## BEGIN Data entries

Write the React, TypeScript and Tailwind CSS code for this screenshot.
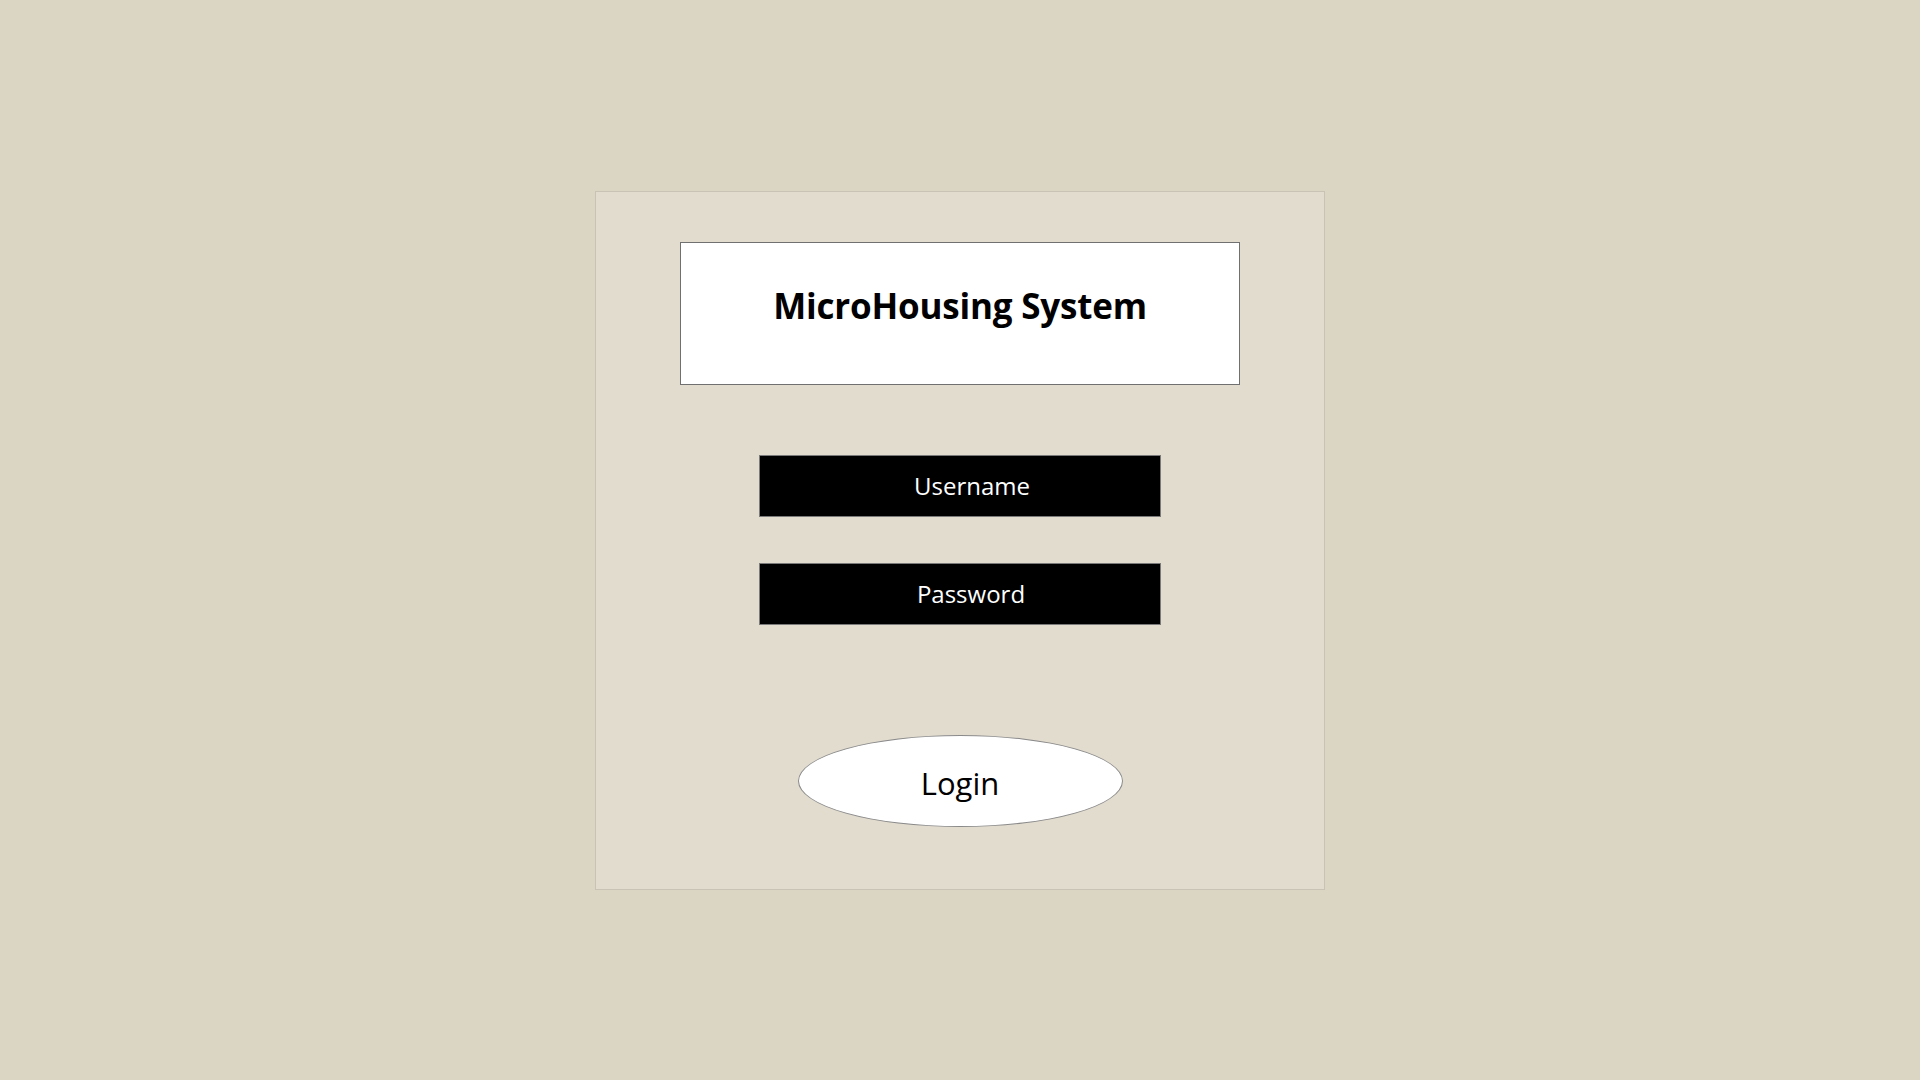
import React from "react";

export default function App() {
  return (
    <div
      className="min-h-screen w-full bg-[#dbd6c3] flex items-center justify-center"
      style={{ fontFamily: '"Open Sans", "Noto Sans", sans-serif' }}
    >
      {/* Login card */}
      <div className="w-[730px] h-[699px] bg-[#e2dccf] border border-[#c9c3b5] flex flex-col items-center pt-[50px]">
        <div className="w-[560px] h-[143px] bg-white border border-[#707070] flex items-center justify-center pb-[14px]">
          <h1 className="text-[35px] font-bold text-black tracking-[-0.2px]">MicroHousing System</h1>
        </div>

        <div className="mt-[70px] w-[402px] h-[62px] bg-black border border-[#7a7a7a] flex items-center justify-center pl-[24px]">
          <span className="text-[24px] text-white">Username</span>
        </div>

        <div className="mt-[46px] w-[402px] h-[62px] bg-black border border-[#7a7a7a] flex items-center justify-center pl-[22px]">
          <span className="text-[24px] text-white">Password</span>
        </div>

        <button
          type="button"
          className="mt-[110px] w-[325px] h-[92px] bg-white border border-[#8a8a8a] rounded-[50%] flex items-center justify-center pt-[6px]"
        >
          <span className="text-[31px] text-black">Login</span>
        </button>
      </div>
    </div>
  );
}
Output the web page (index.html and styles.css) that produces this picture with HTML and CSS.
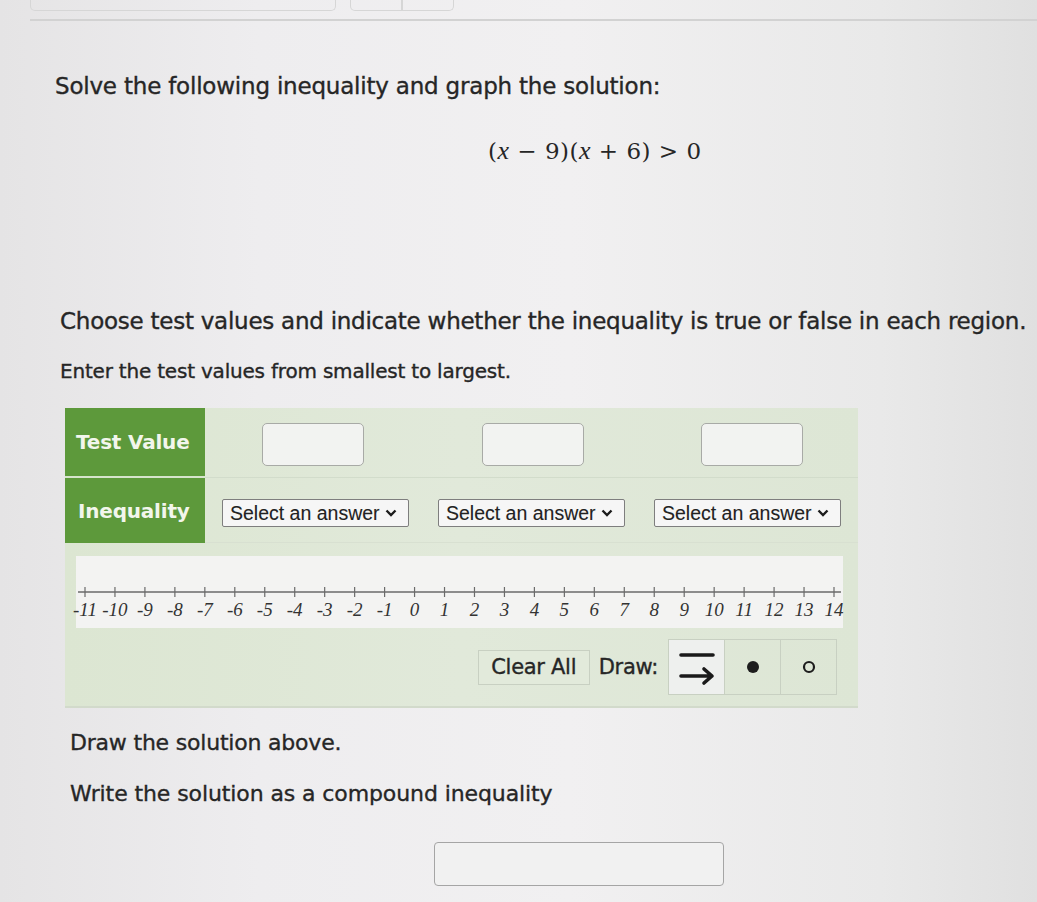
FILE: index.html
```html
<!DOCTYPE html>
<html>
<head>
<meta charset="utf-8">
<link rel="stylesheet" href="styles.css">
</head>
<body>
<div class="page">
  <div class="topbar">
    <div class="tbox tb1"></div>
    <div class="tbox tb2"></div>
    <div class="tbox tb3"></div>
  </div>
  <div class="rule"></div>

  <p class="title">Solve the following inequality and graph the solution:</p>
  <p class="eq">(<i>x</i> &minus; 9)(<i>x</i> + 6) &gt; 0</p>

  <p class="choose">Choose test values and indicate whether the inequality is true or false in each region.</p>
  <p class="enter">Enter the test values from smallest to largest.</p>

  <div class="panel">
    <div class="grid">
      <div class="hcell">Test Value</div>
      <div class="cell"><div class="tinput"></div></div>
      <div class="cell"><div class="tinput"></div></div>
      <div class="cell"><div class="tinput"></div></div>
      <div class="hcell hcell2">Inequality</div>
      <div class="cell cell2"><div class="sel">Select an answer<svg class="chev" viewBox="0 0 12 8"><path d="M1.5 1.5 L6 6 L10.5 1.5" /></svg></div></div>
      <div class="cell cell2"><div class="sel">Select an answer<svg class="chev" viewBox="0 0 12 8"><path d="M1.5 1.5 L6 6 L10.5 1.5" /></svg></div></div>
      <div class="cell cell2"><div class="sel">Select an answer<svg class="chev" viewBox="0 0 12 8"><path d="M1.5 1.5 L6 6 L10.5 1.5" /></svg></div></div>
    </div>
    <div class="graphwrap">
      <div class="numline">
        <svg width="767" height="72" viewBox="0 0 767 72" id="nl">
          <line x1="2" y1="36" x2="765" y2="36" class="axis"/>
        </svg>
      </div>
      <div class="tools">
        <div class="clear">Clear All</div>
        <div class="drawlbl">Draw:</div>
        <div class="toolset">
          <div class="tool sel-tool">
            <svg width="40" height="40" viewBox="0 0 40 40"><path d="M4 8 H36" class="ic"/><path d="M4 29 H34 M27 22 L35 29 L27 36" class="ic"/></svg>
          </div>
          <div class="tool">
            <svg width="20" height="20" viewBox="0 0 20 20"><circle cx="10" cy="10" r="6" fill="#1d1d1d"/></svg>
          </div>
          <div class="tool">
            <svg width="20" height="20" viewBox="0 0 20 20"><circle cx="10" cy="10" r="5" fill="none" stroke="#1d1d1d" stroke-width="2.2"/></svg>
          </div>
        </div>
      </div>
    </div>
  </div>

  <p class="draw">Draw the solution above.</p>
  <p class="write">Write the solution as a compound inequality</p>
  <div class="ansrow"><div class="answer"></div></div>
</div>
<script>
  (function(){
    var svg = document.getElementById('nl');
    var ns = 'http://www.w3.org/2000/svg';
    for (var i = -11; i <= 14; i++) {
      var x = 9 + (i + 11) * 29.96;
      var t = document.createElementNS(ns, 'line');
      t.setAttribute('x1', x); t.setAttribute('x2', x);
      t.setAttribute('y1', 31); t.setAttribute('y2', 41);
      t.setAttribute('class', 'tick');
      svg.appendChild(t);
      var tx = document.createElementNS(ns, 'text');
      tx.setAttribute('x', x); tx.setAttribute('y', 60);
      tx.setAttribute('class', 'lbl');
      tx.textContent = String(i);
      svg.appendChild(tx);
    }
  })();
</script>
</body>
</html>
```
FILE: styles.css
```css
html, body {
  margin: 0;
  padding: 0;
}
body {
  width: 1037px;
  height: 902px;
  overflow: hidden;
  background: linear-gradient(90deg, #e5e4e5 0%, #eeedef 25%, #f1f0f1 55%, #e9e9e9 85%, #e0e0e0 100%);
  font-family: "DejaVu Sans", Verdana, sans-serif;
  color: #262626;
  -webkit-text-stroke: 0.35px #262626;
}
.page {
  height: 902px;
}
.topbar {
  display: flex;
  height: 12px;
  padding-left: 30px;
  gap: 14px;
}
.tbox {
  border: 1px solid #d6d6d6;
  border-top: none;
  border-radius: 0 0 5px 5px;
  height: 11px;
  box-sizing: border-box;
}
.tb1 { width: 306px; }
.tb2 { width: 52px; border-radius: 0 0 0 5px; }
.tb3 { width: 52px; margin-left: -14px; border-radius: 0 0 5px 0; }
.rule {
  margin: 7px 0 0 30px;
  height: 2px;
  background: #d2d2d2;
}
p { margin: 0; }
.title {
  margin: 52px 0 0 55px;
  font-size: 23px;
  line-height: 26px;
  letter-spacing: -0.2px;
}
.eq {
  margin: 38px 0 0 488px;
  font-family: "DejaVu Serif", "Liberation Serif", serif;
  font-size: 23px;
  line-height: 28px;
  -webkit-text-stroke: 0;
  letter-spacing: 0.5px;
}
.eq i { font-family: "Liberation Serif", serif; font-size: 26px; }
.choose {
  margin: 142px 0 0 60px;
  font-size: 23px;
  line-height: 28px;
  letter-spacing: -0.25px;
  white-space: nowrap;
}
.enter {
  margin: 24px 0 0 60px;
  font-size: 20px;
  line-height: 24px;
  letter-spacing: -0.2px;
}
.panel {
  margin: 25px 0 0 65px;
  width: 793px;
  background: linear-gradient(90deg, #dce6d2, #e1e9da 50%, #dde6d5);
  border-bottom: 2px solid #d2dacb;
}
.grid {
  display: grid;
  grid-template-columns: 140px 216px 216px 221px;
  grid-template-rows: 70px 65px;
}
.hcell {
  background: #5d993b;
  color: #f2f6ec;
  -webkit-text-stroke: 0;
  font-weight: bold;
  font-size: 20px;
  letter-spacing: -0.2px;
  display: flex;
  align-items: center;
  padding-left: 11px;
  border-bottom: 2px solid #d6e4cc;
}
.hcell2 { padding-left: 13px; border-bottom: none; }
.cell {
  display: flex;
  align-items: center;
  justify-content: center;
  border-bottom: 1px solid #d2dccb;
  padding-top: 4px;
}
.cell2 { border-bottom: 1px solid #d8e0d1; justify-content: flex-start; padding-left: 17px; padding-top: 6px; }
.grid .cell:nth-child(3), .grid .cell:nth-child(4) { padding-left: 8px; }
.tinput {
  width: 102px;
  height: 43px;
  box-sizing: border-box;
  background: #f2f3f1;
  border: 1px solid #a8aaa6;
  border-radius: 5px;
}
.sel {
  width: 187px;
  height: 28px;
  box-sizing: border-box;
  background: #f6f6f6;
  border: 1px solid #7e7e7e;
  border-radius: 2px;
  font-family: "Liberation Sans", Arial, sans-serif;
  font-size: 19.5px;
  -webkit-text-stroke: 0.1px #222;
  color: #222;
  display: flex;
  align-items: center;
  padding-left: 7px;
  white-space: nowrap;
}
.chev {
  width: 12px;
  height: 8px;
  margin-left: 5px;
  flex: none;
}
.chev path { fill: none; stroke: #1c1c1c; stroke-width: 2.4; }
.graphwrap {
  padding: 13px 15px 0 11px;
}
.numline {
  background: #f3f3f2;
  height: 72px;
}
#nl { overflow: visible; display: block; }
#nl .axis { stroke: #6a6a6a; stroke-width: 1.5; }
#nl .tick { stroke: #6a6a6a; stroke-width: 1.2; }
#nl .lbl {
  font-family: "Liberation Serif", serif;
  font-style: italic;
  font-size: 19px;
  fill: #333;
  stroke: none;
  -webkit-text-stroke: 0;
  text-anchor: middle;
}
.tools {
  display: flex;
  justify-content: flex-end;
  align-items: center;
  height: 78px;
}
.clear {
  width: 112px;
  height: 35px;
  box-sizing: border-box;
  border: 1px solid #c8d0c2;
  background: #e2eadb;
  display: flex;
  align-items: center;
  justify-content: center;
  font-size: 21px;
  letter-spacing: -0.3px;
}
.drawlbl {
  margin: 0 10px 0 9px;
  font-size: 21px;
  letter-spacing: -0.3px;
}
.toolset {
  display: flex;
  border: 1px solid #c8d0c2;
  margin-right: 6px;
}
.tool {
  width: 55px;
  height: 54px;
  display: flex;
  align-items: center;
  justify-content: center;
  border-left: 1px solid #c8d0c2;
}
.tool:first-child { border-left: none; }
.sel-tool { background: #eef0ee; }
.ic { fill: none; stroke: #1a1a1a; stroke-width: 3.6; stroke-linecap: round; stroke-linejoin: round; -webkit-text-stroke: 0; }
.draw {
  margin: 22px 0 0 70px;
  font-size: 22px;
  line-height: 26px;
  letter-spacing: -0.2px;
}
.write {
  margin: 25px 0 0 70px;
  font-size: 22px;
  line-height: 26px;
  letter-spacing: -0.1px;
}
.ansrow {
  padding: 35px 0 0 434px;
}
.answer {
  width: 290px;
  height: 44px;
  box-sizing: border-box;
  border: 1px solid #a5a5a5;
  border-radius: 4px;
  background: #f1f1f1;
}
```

## END Data entries

• _Exercise_
Tally how many lines of the material contain the word "this". The answer must be the number and nothing else.

• _Reply to the task_
2